If you do the math, the United States has been around only half the time the word Palestine had already existed by the time the Romans created a province with that name, and it was not, as Farah says, after the revolt of 70 AD, but after the second revolt, that of Bar Kokhba in 132 AD, that the name was attached to the old province of Judaea.

At the time of the Roman occupation, there was no longer an Israel. And in fact, a whole slew of Roman writers, from Pliny the Elder to the Jewish Philo of Alexandria and Josephus, who was a general in the revolt of 70 AD, referred to Palestine before it became the name of a province. Philo wrote in his Life of Moses that,

“[Moses] conducted his people as a colony into Phoenicia, and into the Coele-Syria, and Palestine, which was at that time called the land of the Canaanites, the borders of which country were three days’ journey distant from Egypt.”

In his Against Apion, Josephus writes,

“Herodotus says, that ‘the Syrians that are in Palestine are circumcised.’ But there are no inhabitants of Palestine that are circumcised excepting the Jews; and, therefore, it must be his knowledge of them that enabled him to speak so much concerning them.”

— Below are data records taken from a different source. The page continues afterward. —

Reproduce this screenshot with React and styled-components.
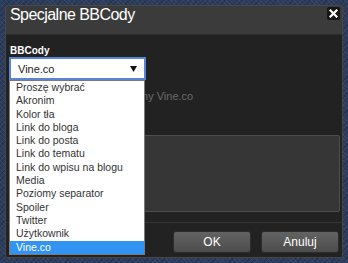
import React from "react";
import styled, { createGlobalStyle } from "styled-components";

const Global = createGlobalStyle`
  html, body { margin: 0; padding: 0; width: 348px; height: 263px; overflow: hidden; }
  body {
    background-color: #2b3c5d;
    background-image:
      repeating-linear-gradient(45deg, rgba(255,255,255,0.05) 0 1px, transparent 1px 3px),
      repeating-linear-gradient(-45deg, rgba(0,0,0,0.18) 0 1px, transparent 1px 4px);
    font-family: "Liberation Sans", Arial, sans-serif;
  }
`;

const Page = styled.div`
  padding: 5px;
`;

const Dialog = styled.div`
  width: 338px;
  height: 253px;
  box-sizing: border-box;
  background: #222;
  border: 1px solid #474747;
  border-radius: 2px;
  display: flex;
  flex-direction: column;
`;

const Header = styled.div`
  height: 29px;
  box-sizing: border-box;
  background: #3b3b3b;
  border-bottom: 1px solid #2c2c2c;
  display: flex;
  justify-content: space-between;
  align-items: flex-start;
  padding: 0 2px 0 4px;
`;

const Title = styled.h1`
  margin: 0;
  font-size: 16px;
  line-height: 18px;
  font-weight: normal;
  letter-spacing: -0.55px;
  color: #fff;
`;

const Close = styled.button`
  margin-top: 1px;
  width: 13px;
  height: 13px;
  padding: 0;
  border: none;
  border-radius: 2px;
  background: #161616;
  display: flex;
  align-items: center;
  justify-content: center;
`;

const Body = styled.div`
  flex: 1;
  display: flex;
  flex-direction: column;
  padding: 10px 2px 0 3px;
`;

const Label = styled.label`
  display: block;
  margin-left: 1px;
  font-size: 10px;
  line-height: 12px;
  font-weight: bold;
  color: #fff;
`;

const SelectWrap = styled.div`
  position: relative;
  width: 137px;
`;

const SelectBox = styled.div`
  height: 23px;
  box-sizing: border-box;
  background: #fff;
  border: 2px solid #5a85d2;
  display: flex;
  align-items: center;
  justify-content: space-between;
  padding: 0 7px 0 7px;
  font-size: 11px;
  color: #222;
`;

const List = styled.ul`
  position: absolute;
  top: 23px;
  left: 0;
  width: 136px;
  box-sizing: border-box;
  margin: 0;
  padding: 0;
  list-style: none;
  background: #fff;
  border: 1px solid #7a7a7a;
  z-index: 5;
`;

const Item = styled.li`
  height: 13.3px;
  line-height: 13.3px;
  padding-left: 6px;
  font-size: 10.5px;
  white-space: nowrap;
  color: ${(p) => (p.$active ? "#fff" : "#333")};
  background: ${(p) => (p.$active ? "#3393f2" : "transparent")};
`;

const Desc = styled.p`
  margin: 10px 0 0 1px;
  font-size: 11px;
  line-height: 13px;
  color: #6a6a6a;
`;

const Covered = styled.span`
  visibility: hidden;
`;

const TextArea = styled.div`
  margin-top: 32px;
  height: 77px;
  box-sizing: border-box;
  background: #363636;
  border: 1px solid #4e4e4e;
  border-radius: 2px;
`;

const Footer = styled.div`
  margin-top: 9px;
  border-top: 1px solid #353535;
  display: flex;
  justify-content: flex-end;
  gap: 10px;
  padding: 8px 3px 4px 0;
`;

const Button = styled.button`
  width: 78px;
  height: 22px;
  box-sizing: border-box;
  border: 1px solid #2c2c2c;
  border-radius: 3px;
  background: linear-gradient(#636363, #4c4c4c);
  color: #fff;
  font-family: "Liberation Sans", Arial, sans-serif;
  font-size: 12px;
  padding: 0;
`;

const options = [
  "Proszę wybrać",
  "Akronim",
  "Kolor tła",
  "Link do bloga",
  "Link do posta",
  "Link do tematu",
  "Link do wpisu na blogu",
  "Media",
  "Poziomy separator",
  "Spoiler",
  "Twitter",
  "Użytkownik",
  "Vine.co",
];

export default function App() {
  return (
    <Page>
      <Global />
      <Dialog>
        <Header>
          <Title>Specjalne BBCody</Title>
          <Close aria-label="Zamknij">
            <svg width="9" height="9" viewBox="0 0 9 9">
              <path d="M1.5 1.5 L7.5 7.5 M7.5 1.5 L1.5 7.5" stroke="#fff" strokeWidth="2.2" strokeLinecap="square" />
            </svg>
          </Close>
        </Header>
        <Body>
          <Label>BBCody</Label>
          <SelectWrap>
            <SelectBox>
              <span>Vine.co</span>
              <svg width="7" height="6" viewBox="0 0 7 6">
                <path d="M0 0 H7 L3.5 6 Z" fill="#111" />
              </svg>
            </SelectBox>
            <List>
              {options.map((o) => (
                <Item key={o} $active={o === "Vine.co"}>{o}</Item>
              ))}
            </List>
          </SelectWrap>
          <Desc><Covered>Wstawia film wideo osadzo</Covered>ny Vine.co</Desc>
          <TextArea />
        </Body>
        <Footer>
          <Button>OK</Button>
          <Button>Anuluj</Button>
        </Footer>
      </Dialog>
    </Page>
  );
}
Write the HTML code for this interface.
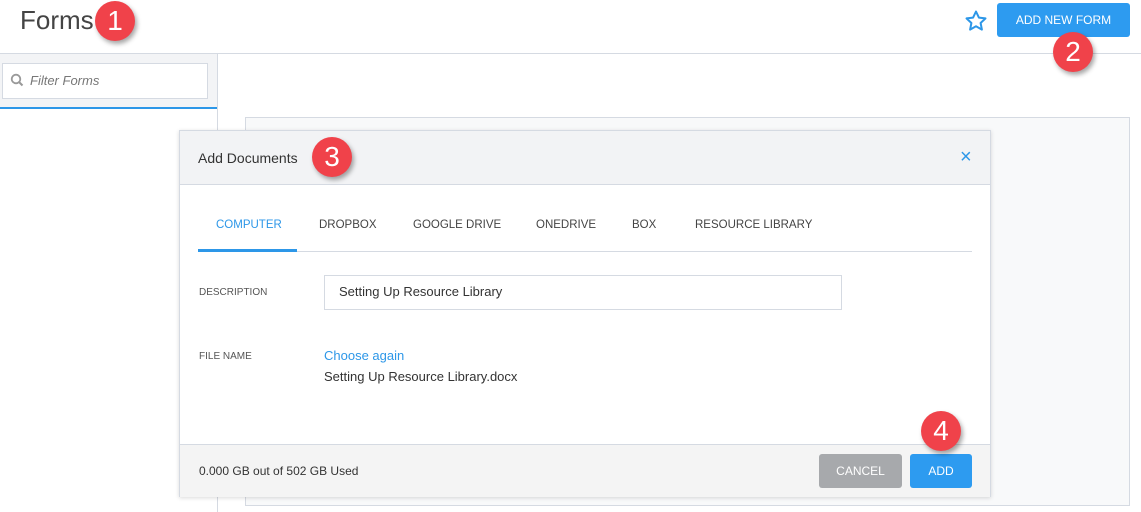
<!DOCTYPE html>
<html><head><style>
*{margin:0;padding:0;box-sizing:border-box}
body{width:1141px;height:512px;position:relative;overflow:hidden;background:#fff;font-family:"Liberation Sans",sans-serif;color:#333}
.a{position:absolute}
.badge{position:absolute;width:40px;height:40px;border-radius:50%;background:#f0424a;color:#fff;font-size:28px;text-align:center;line-height:40px;box-shadow:2px 3px 5px rgba(0,0,0,.35)}
.tab{position:absolute;top:219px;font-size:11.5px;color:#444}
</style></head><body>
<div class="a" style="left:20px;top:5px;font-size:26px;color:#444">Forms</div>
<div class="a" style="left:0;top:53px;width:1141px;height:1px;background:#d5dae2"></div>
<svg class="a" style="left:964px;top:9px" width="24" height="24" viewBox="0 0 24 24"><path d="M12 2.5l2.9 6.1 6.6.8-4.9 4.6 1.3 6.6L12 17.3l-5.9 3.3 1.3-6.6-4.9-4.6 6.6-.8z" fill="none" stroke="#2d97e8" stroke-width="2" stroke-linejoin="round"/></svg>
<div class="a" style="left:997px;top:3px;width:133px;height:34px;background:#2d9bf0;border-radius:3px;color:#fff;font-size:12px;text-align:center;line-height:34px">ADD NEW FORM</div>
<div class="a" style="left:0;top:54px;width:217px;height:54px;background:#f3f4f6"></div>
<div class="a" style="left:217px;top:54px;width:1px;height:458px;background:#d5dae2"></div>
<div class="a" style="left:2px;top:63px;width:206px;height:36px;background:#fff;border:1px solid #d5dae2"></div>
<svg class="a" style="left:10px;top:73px" width="14" height="14" viewBox="0 0 14 14"><circle cx="6" cy="6" r="4.3" fill="none" stroke="#999" stroke-width="1.8"/><path d="M9 9l3.5 3.5" stroke="#999" stroke-width="2"/></svg>
<div class="a" style="left:30px;top:73px;font-size:13px;font-style:italic;color:#777">Filter Forms</div>
<div class="a" style="left:0;top:107px;width:217px;height:2px;background:#2d97e8"></div>
<div class="a" style="left:245px;top:117px;width:885px;height:389px;background:#f8f9fa;border:1px solid #d5dae2"></div>
<div class="a" style="left:179px;top:130px;width:812px;height:367px;background:#fff;border:1px solid #d5dae2;box-shadow:0 1px 4px rgba(0,0,0,.15)">
 <div class="a" style="left:0;top:0;width:810px;height:54px;background:#f2f3f5;border-bottom:1px solid #d5dae2"></div>
 <div class="a" style="left:18px;top:19px;font-size:14px;color:#333">Add Documents</div>
 <div class="a" style="left:780px;top:15px;font-size:20px;color:#2d97e8">×</div>
 <div class="a" style="left:18px;top:120px;width:774px;height:1px;background:#d5dae2"></div>
 <div class="a" style="left:18px;top:118px;width:99px;height:3px;background:#2d97e8"></div>
 <div class="a" style="left:0;top:313px;width:810px;height:53px;background:#f4f4f4;border-top:1px solid #d5dae2"></div>
 <div class="a" style="left:19px;top:333px;font-size:12px">0.000 GB out of 502 GB Used</div>
 <div class="a" style="left:639px;top:323px;width:83px;height:34px;background:#a7a9ac;border-radius:3px;color:#fff;font-size:12px;text-align:center;line-height:34px">CANCEL</div>
 <div class="a" style="left:730px;top:323px;width:62px;height:34px;background:#2d9bf0;border-radius:3px;color:#fff;font-size:12px;text-align:center;line-height:34px">ADD</div>
</div>
<div class="tab" style="left:216px;color:#2d97e8">COMPUTER</div>
<div class="tab" style="left:319px">DROPBOX</div>
<div class="tab" style="left:413px">GOOGLE DRIVE</div>
<div class="tab" style="left:536px">ONEDRIVE</div>
<div class="tab" style="left:632px">BOX</div>
<div class="tab" style="left:695px">RESOURCE LIBRARY</div>
<div class="a" style="left:199px;top:287px;font-size:10px;color:#555">DESCRIPTION</div>
<div class="a" style="left:324px;top:275px;width:518px;height:35px;border:1px solid #d5dae2"></div>
<div class="a" style="left:339px;top:284px;font-size:13px">Setting Up Resource Library</div>
<div class="a" style="left:199px;top:351px;font-size:10px;color:#555">FILE NAME</div>
<div class="a" style="left:324px;top:348px;font-size:13px;color:#2d97e8">Choose again</div>
<div class="a" style="left:324px;top:369px;font-size:13px">Setting Up Resource Library.docx</div>
<div class="badge" style="left:95px;top:1px">1</div>
<div class="badge" style="left:1053px;top:32px">2</div>
<div class="badge" style="left:312px;top:137px">3</div>
<div class="badge" style="left:921px;top:411px">4</div>
</body></html>
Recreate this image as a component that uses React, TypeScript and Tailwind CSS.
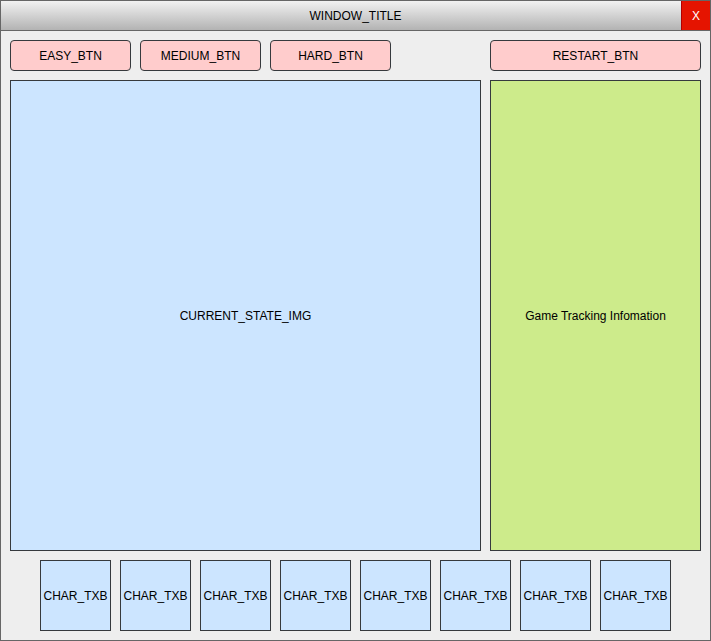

So Even Jews tell us that the Jews lived in Palestine. Oops, Joseph Farah. You are wrong. So sad.

Joseph Farah is guilty of yet another misuse of the Bible of the sort so often seen at the hands of Religious Right figures, and perhaps reads too much David Barton, or like Barton, simply feels that making things up is preferable to reporting what actually is.

Obviously, the term “Palestinian” has become a very loaded term and it carries a meaning not present in Jesus’ day. Farah will have to get past that if he wants to appeal to history. But he does not want to get past his preconceptions. Not at all.

It does very little good to have a book you claim to follow, to claim your Bible and your religion is historical and then reject the history that forms its very context. And this is what Farah has done. Even in the terms of his time, both among Romans and educated Jews, Jesus was a Palestinian.